What makes it work is not the quality of the connections but the conditions that produce them. Regularity, low stakes and physical proximity over time. The kind of space where you can be present without performing, where you’re not required to be interesting or certain or especially yourself in any deliberate way. You’re just there, and other people are just there, and the accumulation of that shared presence does the work that no single meaningful encounter ever could.
The spaces that host this kind of belonging have a particular character. Not structured, not clubs or organizations with membership dues and a stated purpose, but spaces with a different logic entirely. Open enough that arrival requires no explanation. Familiar enough that faces repeat without planning. Neither so formal that you have to justify being there nor so anonymous that being there means nothing. The wine bar. The neighborhood restaurant. The tasting room built for lingering. These spaces are not passive containers. They create a scaffolding of ease... a pace, a temperature, a set of small social permissions, that either allows the middle layer to form or it doesn’t.

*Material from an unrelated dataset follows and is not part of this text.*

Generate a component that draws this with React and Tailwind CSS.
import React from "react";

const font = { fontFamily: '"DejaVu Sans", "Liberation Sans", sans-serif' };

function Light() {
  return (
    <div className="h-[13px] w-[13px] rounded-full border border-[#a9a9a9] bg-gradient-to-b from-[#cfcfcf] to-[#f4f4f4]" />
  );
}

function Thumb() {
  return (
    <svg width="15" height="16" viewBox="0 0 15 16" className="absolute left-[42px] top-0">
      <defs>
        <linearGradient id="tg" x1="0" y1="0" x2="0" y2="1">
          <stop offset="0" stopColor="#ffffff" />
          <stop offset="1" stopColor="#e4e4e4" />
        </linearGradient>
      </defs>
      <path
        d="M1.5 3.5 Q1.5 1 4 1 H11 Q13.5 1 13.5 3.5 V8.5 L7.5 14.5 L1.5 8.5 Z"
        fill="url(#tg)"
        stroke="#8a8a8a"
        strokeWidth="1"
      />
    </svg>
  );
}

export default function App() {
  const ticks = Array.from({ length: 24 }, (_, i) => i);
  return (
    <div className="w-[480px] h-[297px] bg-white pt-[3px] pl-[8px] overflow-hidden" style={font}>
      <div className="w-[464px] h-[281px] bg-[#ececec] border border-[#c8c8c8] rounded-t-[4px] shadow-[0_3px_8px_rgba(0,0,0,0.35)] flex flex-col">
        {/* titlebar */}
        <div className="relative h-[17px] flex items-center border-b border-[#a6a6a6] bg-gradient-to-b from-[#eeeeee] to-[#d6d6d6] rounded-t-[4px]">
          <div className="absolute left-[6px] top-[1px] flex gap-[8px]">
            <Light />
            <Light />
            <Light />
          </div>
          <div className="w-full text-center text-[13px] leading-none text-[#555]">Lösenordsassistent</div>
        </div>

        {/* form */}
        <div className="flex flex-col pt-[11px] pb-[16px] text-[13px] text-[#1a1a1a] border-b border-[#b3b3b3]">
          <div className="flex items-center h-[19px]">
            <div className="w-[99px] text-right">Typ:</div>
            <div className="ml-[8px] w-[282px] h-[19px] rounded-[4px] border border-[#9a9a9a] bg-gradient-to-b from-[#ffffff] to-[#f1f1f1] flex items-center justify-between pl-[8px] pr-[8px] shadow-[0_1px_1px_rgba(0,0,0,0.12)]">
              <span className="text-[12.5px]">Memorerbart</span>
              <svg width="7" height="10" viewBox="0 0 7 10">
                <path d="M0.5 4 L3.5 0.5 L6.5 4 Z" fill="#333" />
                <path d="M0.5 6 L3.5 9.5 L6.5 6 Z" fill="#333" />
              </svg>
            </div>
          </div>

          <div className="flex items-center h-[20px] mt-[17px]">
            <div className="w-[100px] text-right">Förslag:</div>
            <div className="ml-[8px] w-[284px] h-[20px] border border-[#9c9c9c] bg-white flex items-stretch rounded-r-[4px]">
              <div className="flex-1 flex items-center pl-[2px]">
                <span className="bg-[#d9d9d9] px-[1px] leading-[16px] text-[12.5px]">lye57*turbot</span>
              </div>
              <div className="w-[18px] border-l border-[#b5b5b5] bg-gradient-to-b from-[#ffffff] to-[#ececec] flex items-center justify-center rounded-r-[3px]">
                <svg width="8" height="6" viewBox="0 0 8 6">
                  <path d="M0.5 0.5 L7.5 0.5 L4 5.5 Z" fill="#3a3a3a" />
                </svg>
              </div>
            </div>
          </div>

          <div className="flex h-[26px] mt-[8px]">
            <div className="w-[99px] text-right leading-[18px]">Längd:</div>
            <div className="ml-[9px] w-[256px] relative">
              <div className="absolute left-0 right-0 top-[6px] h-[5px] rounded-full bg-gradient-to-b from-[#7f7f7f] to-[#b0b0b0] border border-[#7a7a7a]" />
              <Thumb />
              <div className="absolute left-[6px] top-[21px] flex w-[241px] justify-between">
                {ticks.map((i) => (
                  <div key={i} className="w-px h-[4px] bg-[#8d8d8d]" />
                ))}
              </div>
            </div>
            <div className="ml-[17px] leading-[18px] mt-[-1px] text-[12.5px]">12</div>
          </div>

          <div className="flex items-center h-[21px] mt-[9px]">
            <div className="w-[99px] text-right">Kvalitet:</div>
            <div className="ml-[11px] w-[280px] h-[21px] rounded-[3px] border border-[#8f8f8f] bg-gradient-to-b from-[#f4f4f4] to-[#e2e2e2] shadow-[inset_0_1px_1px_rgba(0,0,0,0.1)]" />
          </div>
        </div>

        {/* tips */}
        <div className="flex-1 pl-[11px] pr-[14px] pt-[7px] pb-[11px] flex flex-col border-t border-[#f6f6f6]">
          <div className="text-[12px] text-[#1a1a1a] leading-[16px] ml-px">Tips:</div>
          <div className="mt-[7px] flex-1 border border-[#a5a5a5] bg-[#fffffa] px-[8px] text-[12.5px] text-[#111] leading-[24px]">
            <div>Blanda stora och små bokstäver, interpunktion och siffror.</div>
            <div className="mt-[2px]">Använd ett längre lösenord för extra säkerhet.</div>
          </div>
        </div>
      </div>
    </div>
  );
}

Few things build that scaffolding as well as a shared bottle. Wine has always been part of what makes these conditions possible and understanding why requires looking at what it actually does in a room rather than what it is.
A bottle opened at a table sets an unspoken clock: an evening’s worth of poured wine, three or four refills, a conversation given room to move past the surface of things. You can’t rush it the way you rush a beer, or finish it in a fixed number of sips. The bottle creates an implicit commitment to the duration-- someone will pour, someone will receive, the glass will be refilled at a pace that roughly matches the pace of talking, and the evening will be allowed to find its own length. That pacing is not incidental; it’s the mechanism by which a gathering becomes something other than a transaction.

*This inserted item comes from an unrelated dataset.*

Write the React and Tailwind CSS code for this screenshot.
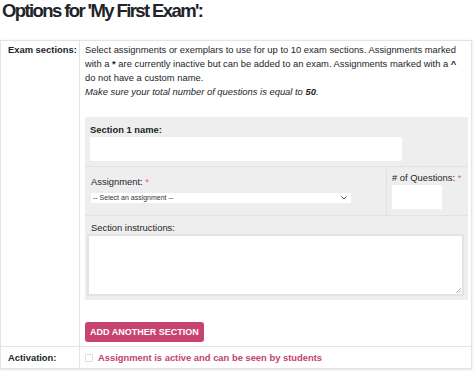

The gestures that cluster around an open bottle matter too. Refilling someone’s glass before they ask. Tilting the bottle toward a neighbor who’s gone quiet. Setting it within reach of everyone rather than keeping it close. These are small acts, almost invisible, but they are how informal community builds itself; not through declarations or commitments but through repeated, unremarkable signals that say: you are included here, this is not rushed, there is more.
What this kind of return does, over time, is specific and underappreciated. It doesn’t create friendship exactly, not the kind you’d call in a crisis.Rather, it creates recognition. The sense that a place and its people are continuous, that showing up again will find something similar to what you found before, that you don’t have to establish yourself from scratch each time. That recognition, accumulated over enough ordinary afternoons and evenings, is what transforms a space from somewhere you go into somewhere you belong-- lightly, without obligation, but genuinely. It’s what the regulars at Cheers had. It’s what made the room feel like a room rather than a venue.
The fragility of all this is inseparable from what makes it valuable. Nothing protects the middle layer. There are no bylaws, no infrastructure that compels return. You can stop showing up and the place continues without you, and if enough people stop, the place becomes something else: still a room, still a wine list, but no longer the thing it was. The voluntary quality is the source of both its fragility and its freedom. You’re there because you choose to be, and so is everyone else, and that mutual voluntariness is what gives the recognition its weight.
When wine becomes occasional, when the Tuesday bottle becomes the Saturday reservation, when the casual habit becomes the planned event-- something in this holding pattern breaks. The regularity withers. When that happens, recognition fades. When recognition fades, the space loses the quality that made it worth returning to. The familiar faces become occasional faces. The bartender who poured without asking starts asking again. The ease of a room that knows you-- not well, not personally, just enough, disappears without announcement.
The pressures driving this are structural and worth naming clearly. The economics of the spaces that once hosted the middle layer have tightened. The by-the-glass price that once felt like an easy decision now sits at a threshold where it becomes a considered one. The neighborhood restaurant operating on thin margins has less room for the slow evening. The tasting room built for lingering is competing with a beverage landscape that has gotten very good at offering certainty without requiring patience. None of these pressures are directed at informal community specifically. They are simply indifferent to it... and indifference doesn’t leave a target to argue with or a decision to reverse. It just gradually removes the conditions under which the thing was possible.
Nobody canceled Cheers. They just made the bar harder to find.
What the show captured, and what eleven years of viewership suggests people recognized and wanted, was not nostalgia for a particular kind of establishment. It was something more specific: the experience of a place that held your shape between visits. Where you could walk in after a bad week and not have to explain yourself, because the room already knew enough. Where belonging didn’t require performance or maintenance or anything beyond the habit of return.
That experience is not gone. But it has become harder to stumble into, which means it has become harder to build by accident, which means the middle layer- the one that forms without anyone deciding to form it- forms less reliably than it once did.
And what it produces when it works, and what disappears when it doesn’t, is the kind of thing you only fully understand in its absence: the slight weight the week has when the places you return to are places that remember you.
Everybody knowing your name.
It turns out that was the whole thing.


Such beautiful writing. I love your thoughts about shared space, and how regular and physical proximity provides an environment for…community, really. (And I also love your paragraph that describes the gestures around an open bottle of wine- so beautifully written).